Nutt has been released from the shock trauma center, but Portugal, whom police and other law enforcement found at the naval warehouse, remained in critical condition as of Wednesday evening.
Outside of releasing the victim's identities and a photo of Woldesenbet, local law enforcement emphasized Wednesday the investigation will take time to complete — that includes pinpointing Woldesenbet's motive. Authorities had not speculated or disclosed any possible motive as of Wednesday night.
A window at the naval warehouse was shattered in the shooting, and a Frederick police officer eventually removed the last police tape — bordering the northern half of Riverside Tech Park — around 2 p.m. Wednesday.
Wagner provided more details of what occurred between the initial shooting and when Nutt entered the Nicolock warehouse. After Wagner reviewed surveillance footage, he said Nutt dashed across Monocacy Boulevard, appearing to ask for assistance from passing motorists.
Woldesenbet, in a black car, was about to speed off from the shooting scene. But he quickly turned around when he spotted Nutt, Wagner said, and pursued him toward Nicolock.

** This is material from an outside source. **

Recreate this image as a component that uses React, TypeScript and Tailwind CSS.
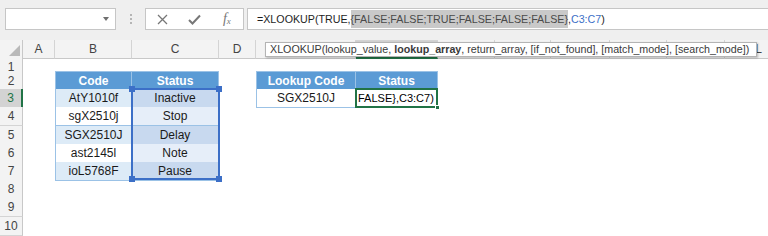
import type { ReactNode } from "react";

type CellKind = "head" | "band" | "plain" | "selBand" | "selPlain" | "edit";

type Cell = {
  kind: CellKind;
  text: ReactNode;
  left?: boolean;
  top?: boolean;
};

// E..K headers sit under the argument tooltip, so their letters are not shown
const COLS = [
  { k: "A", show: true },
  { k: "B", show: true },
  { k: "C", show: true },
  { k: "D", show: true },
  { k: "E", show: false },
  { k: "F", show: false },
  { k: "G", show: false },
  { k: "H", show: false },
  { k: "I", show: false },
  { k: "J", show: false },
  { k: "K", show: false },
  { k: "L", show: true },
];

const GRID =
  "grid grid-cols-[23px_32px_77px_87px_37px_100px_82px_57px_56px_59px_57px_58px_68px]";

const ROWS = [
  { n: 1, h: "h-[13px]" },
  { n: 2, h: "h-[18.2px]" },
  { n: 3, h: "h-[18.2px]" },
  { n: 4, h: "h-[18.2px]" },
  { n: 5, h: "h-[18.2px]" },
  { n: 6, h: "h-[18.2px]" },
  { n: 7, h: "h-[18.2px]" },
  { n: 8, h: "h-[18.2px]" },
  { n: 9, h: "h-[18.2px]" },
  { n: 10, h: "h-[18.2px]" },
];

const CELLS: Record<string, Cell> = {
  B2: { kind: "head", text: "Code", left: true, top: true },
  C2: { kind: "head", text: "Status", top: true },
  B3: { kind: "band", text: "AtY1010f", left: true },
  C3: { kind: "selBand", text: "Inactive" },
  B4: { kind: "plain", text: "sgX2510j", left: true },
  C4: { kind: "selPlain", text: "Stop" },
  B5: { kind: "band", text: "SGX2510J", left: true },
  C5: { kind: "selBand", text: "Delay" },
  B6: { kind: "plain", text: "ast2145l", left: true },
  C6: { kind: "selPlain", text: "Note" },
  B7: { kind: "band", text: "ioL5768F", left: true },
  C7: { kind: "selBand", text: "Pause" },
  E2: { kind: "head", text: "Lookup Code", left: true, top: true },
  F2: { kind: "head", text: "Status", top: true },
  E3: { kind: "plain", text: "SGX2510J", left: true },
  F3: { kind: "edit", text: "FALSE},C3:C7)" },
};

const KIND_CLASS: Record<CellKind, string> = {
  head: "bg-[#5b9bd5] font-bold text-white justify-center",
  band: "bg-[#ddebf7] text-[#1a1a1a] justify-center",
  plain: "bg-white text-[#1a1a1a] justify-center",
  selBand: "bg-[#c8d9ef] text-[#1a1a1a] justify-center",
  selPlain: "bg-[#e6eef9] text-[#1a1a1a] justify-center",
  edit: "bg-white text-black justify-start",
};

export default function App() {
  return (
    <div className="relative h-[236px] w-[768px] overflow-hidden bg-white font-['Liberation_Sans',Arial,sans-serif]">
      <FormulaBar />
      <Sheet />
      <ArgTooltip />
    </div>
  );
}

function FormulaBar() {
  return (
    <div className="flex h-[40px] items-start bg-[#efefef] pl-[5px] pt-[8px]">
      <div className="flex h-[22px] w-[111px] items-center justify-end border border-[#c6c6c6] bg-white pr-[6px]">
        <span className="h-0 w-0 border-x-[3.5px] border-t-[4px] border-x-transparent border-t-[#6f6f6f]" />
      </div>
      <div className="flex h-[22px] w-[29px] flex-col items-center justify-center gap-[2px]">
        <span className="h-[2px] w-[2px] bg-[#b5b5b5]" />
        <span className="h-[2px] w-[2px] bg-[#b5b5b5]" />
        <span className="h-[2px] w-[2px] bg-[#b5b5b5]" />
      </div>
      <div className="grid h-[22px] w-[99px] grid-cols-3 items-center border border-[#c6c6c6] bg-white">
        <div className="flex justify-center">
          <svg width="11" height="11" viewBox="0 0 11 11" fill="none">
            <path d="M1 1l9 9M10 1l-9 9" stroke="#777" strokeWidth="1.3" />
          </svg>
        </div>
        <div className="flex justify-center">
          <svg width="13" height="11" viewBox="0 0 13 11" fill="none">
            <path d="M1 6l3.5 3.5L12 1.5" stroke="#777" strokeWidth="2" />
          </svg>
        </div>
        <div className="flex justify-center font-['Liberation_Serif',serif] text-[14px] italic leading-none text-[#777]">
          f<span className="mt-[5px] text-[9px] leading-none">x</span>
        </div>
      </div>
      <div className="ml-[3px] flex h-[22px] flex-1 items-center whitespace-nowrap border border-r-0 border-[#c6c6c6] bg-white pl-[9px] text-[10.7px] text-[#1e1e1e]">
        <span>=XLOOKUP(TRUE,</span>
        <span className="bg-[#c9c9c9] py-[1px] text-[#4a4a4a]">
          {"{FALSE;FALSE;TRUE;FALSE;FALSE;FALSE}"}
        </span>
        <span>,</span>
        <span className="text-[#3c6fc7]">C3:C7</span>
        <span>)</span>
      </div>
    </div>
  );
}

function Sheet() {
  return (
    <div className="relative">
      <div className={`${GRID} h-[18px] bg-[#f3f3f3] text-[12px] text-[#444]`}>
        <div className="flex items-end justify-end border-b border-r border-[#c8c8c8] p-[2px]">
          <svg width="11" height="11" viewBox="0 0 11 11">
            <path d="M11 0L11 11L0 11Z" fill="#b9b9b9" />
          </svg>
        </div>
        {COLS.map((c) => (
          <div
            key={c.k}
            className={
              c.k === "F"
                ? "flex items-center justify-center border-b-2 border-r border-b-[#217346] border-r-[#d4d4d4] bg-[#d3d3d3] text-[#217346]"
                : "flex items-center justify-center border-b border-r border-b-[#c8c8c8] border-r-[#d4d4d4]"
            }
          >
            {c.show ? c.k : null}
          </div>
        ))}
      </div>
      {ROWS.map((r) => (
        <div key={r.n} className={`${GRID} ${r.h}`}>
          <div
            className={
              r.n === 3
                ? "flex items-center justify-center border-b border-r-2 border-b-[#c8c8c8] border-r-[#217346] bg-[#d3d3d3] text-[12px] text-[#217346]"
                : "flex items-center justify-center border-b border-r border-b-[#d4d4d4] border-r-[#c8c8c8] bg-[#f3f3f3] text-[12px] text-[#444]"
            }
          >
            {r.n}
          </div>
          {COLS.map((c) => (
            <SheetCell key={c.k} cell={CELLS[`${c.k}${r.n}`]} />
          ))}
        </div>
      ))}
      <Selection />
    </div>
  );
}

function SheetCell({ cell }: { cell?: Cell }) {
  if (!cell) return <div />;

  const edges = [
    "border-r border-b border-[#9bc2e6]",
    cell.left ? "border-l" : "",
    cell.top ? "border-t" : "",
  ].join(" ");

  if (cell.kind === "edit") {
    return (
      <div
        className={`relative flex items-center overflow-visible whitespace-nowrap pl-[2px] text-[11px] ${KIND_CLASS.edit} ${edges}`}
      >
        {cell.text}
        <span className="absolute inset-[-1px] border-2 border-[#217346]" />
        <span className="absolute bottom-[-3px] right-[-3px] h-[5px] w-[5px] border border-white bg-[#217346]" />
      </div>
    );
  }

  return (
    <div
      className={`flex items-center whitespace-nowrap text-[12px] ${KIND_CLASS[cell.kind]} ${edges}`}
    >
      {cell.text}
    </div>
  );
}

function Selection() {
  return (
    <div className="pointer-events-none absolute left-[131px] top-[48px] h-[92px] w-[89px] border-2 border-[#3c6fc7]">
      <span className="absolute left-[-4px] top-[-4px] h-[6px] w-[6px] bg-[#3c6fc7]" />
      <span className="absolute right-[-4px] top-[-4px] h-[6px] w-[6px] bg-[#3c6fc7]" />
      <span className="absolute bottom-[-4px] left-[-4px] h-[6px] w-[6px] bg-[#3c6fc7]" />
      <span className="absolute bottom-[-4px] right-[-4px] h-[6px] w-[6px] bg-[#3c6fc7]" />
    </div>
  );
}

function ArgTooltip() {
  return (
    <div className="absolute left-[265px] top-[42px] flex h-[15px] w-[492px] items-center whitespace-nowrap border border-[#b4b4b4] bg-white pl-[4px] text-[10.7px] text-[#3a3a3a] shadow-[1px_1px_2px_rgba(0,0,0,0.25)]">
      <span className="whitespace-pre">XLOOKUP(lookup_value, </span>
      <b className="font-bold">lookup_array</b>
      <span className="whitespace-pre">, return_array, [if_not_found], [match_mode], [search_mode])</span>
    </div>
  );
}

When Nutt ran into the warehouse reception area, Wagner said he took action, thanks to being from a military family. He said multiple relatives have served, including his father spending 30 years in the Navy.
Wagner told front-office staff to secure Nutt in a nearby bathroom. The staff also locked the front doors. Wagner then ran to the rear of the warehouse and secured the rest of the employees — about 15 total — in a maintenance shed.
Moments later, after running back to the front desk, Wagner saw the sales rep he had just been talking to about packaging material prices tending to Nutt — applying pressure to the wound with T-shirts, sweatshirts, paper towels, whatever would slow the bleeding.
"I’ve dealt with cuts and broken bones and stuff like that, but to see somebody panicking like that, in fear for their life, I’ve never been a part of something like that," Wagner said. "It’s something that will stick with me for a while."
Wagner said he's proud of the way his staff and he reacted, perhaps saving Nutt's life, but he believes others probably would have reacted the same way.
Wagner said certain events made him believe Woldesenbet likely knew Nutt. Thanks to surveillance footage, Wagner saw Woldesenbet initially turn on Monocacy Boulevard toward Fort Detrick.
But then he did a U-turn after spotting Nutt, pursued him for a bit and then pulled onto Progress Court, directly across from the entrance, for about a minute. Wagner said Woldesenbet never got out of the car.
"That wasn’t random, that suspect wanted to kill that man," Wagner said. "[In] a random shooting, you just shoot and then you go ... For this guy to actually stop and pursue him? He wanted to finish him."
Wagner, who has worked at Nicolock for about seven years, said Tuesday morning's events were shocking. It could have been a lot worse if it weren't for local law enforcement doing "a damn good job," he said.
"You watch TV and you watch these mass shootings and these terrible things that are happening all across our country right now, and you kind of say, 'That’s never going to happen here in Frederick,' because things like that don’t happen in Frederick," Wagner said. "I’ve been here since 1989, I’ve grown up here, and for that to come to this area, especially in an industrial area like this, it hit home."
— News-Post reporter Mary Grace Keller contributed to this report.